Alcoholism, suicide, gun violence, a population-wide obesity problem that shows no signs of abating, and infant mortality, contribute to a decade-long stagnancy and even decline in life expectancy in the U.S.
Problems related to access to healthcare, including persistent socioeconomic inequalities, exacerbate the life expectancy gap between the U.S. and its peers.
One would have hoped that there would be a silver lining to the Covid-19 pandemic. Namely, the crisis revealed flaws in the American public health infrastructure as well as messaging systems, which legislators and policymakers would now seek to redress. Alas, they haven’t, and, judging from public pronouncements, they won’t. If anything, the situation has gotten worse, with more than half of states curtailing public health powers.
From a public health perspective, it’s unfortunate that the infrastructure and budget reconciliation bills do relatively little to improve certain public health components, including comprehensive plans on how to equitably distribute and provide access to developed and procured medical technologies, as well as ways to improve outreach and information campaigns.

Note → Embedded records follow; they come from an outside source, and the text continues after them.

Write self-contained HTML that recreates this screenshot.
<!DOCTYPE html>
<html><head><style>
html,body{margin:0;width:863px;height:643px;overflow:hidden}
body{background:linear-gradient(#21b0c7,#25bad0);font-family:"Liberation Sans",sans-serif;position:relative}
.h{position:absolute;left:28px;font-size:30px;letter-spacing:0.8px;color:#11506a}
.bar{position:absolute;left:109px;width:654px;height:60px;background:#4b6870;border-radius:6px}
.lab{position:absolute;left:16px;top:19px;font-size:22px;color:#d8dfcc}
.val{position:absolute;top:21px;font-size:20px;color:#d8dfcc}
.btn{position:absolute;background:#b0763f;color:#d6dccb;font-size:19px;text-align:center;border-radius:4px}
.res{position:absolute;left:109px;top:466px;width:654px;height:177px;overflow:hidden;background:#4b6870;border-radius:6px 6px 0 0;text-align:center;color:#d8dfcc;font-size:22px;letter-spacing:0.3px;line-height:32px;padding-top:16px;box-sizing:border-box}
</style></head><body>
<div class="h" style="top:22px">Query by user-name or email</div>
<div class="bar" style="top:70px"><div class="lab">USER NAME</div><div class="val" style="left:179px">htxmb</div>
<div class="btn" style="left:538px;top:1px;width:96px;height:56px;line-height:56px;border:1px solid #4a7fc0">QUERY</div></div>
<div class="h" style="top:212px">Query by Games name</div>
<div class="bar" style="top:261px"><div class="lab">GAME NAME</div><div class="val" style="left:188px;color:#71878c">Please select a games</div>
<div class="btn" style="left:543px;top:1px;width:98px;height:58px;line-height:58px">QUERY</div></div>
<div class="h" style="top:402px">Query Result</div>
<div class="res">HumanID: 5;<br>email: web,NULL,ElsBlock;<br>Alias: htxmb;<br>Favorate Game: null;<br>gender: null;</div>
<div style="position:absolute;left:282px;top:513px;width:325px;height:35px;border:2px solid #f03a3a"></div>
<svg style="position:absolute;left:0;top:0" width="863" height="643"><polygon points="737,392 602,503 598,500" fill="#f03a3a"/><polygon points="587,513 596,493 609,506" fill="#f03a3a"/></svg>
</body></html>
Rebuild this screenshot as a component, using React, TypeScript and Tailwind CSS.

Even the federal government’s pandemic preparedness plan considers public health an afterthought, and not an integral part of the solution.
Not all is doom and gloom on the public health front, however. The federal government is pursuing initiatives that have had (and will have) a positive impact on public health.
For instance, the Centers for Medicare and Medicaid Services (CMS) are making some some incremental changes that could indirectly impact public health, including design and implementation of new payment models for treating a number of diseases and conditions.
– Maternity bundled payment models that include prenatal care, delivery, and postnatal care;
– Substance use dependence payment models that support novel medication-assisted treatments, such as suboxone and methadone;
– Chronic disease models for diabetes, asthma, and autism spectrum disorders.
Further, the Covid-19 pandemic has spurred a revival of the public-private partnership, specifically as the federal government has allocated funds towards development and procurement of medical technologies – treatments and vaccines – that address Covid-19.
The big question is whether this will occur in other therapeutic areas in which there is substantial unmet need? The ability of governments and the pharmaceutical industry to collaborate successfully on vaccine development in an incredibly short span of time could reinvigorate cooperation: HIV vaccines and treatments for neglected tropical diseases come to mind.
With Robert Califf at the helm at the Food and Drug Administration (FDA), there may be more impetus for public-private partnerships. Califf is on record as being a strong proponent of such partnerships.
Moreover, by way of public-private partnerships, the pharmaceutical industry has gotten a much-needed public image boost from its all-out effort to develop Covid-19 therapeutics and vaccines. Dozens of firms have been active in Covid-19 therapeutic and vaccine development.
At the same time, the drug industry continues to churn out lots of novel products unrelated to Covid-19. FDA approvals for non-Covid-19 indications are humming along. In 2021, there were 46 new approvals, the majority of which are orphan and cancer drugs. This follows a now sustained long-term trend in these disease categories. If deal-making and the sheer amount of R&D being poured into orphan and cancer drug development are any indication, this trend will continue.
Covid-19 is not going away any time soon. And, even in the aftermath of the pandemic, the U.S. isn’t fully committed to essential building blocks of public health, including an equitable distribution of medical technologies, and ways to improve outreach and information campaigns. Yet, the public-private partnership has been revived, and this has led to an astonishingly rapid development of Covid-19 vaccines and treatments. Perhaps this will form a foundation for future collaboration between the government and industry to address widely prevalent diseases and conditions with unmet need.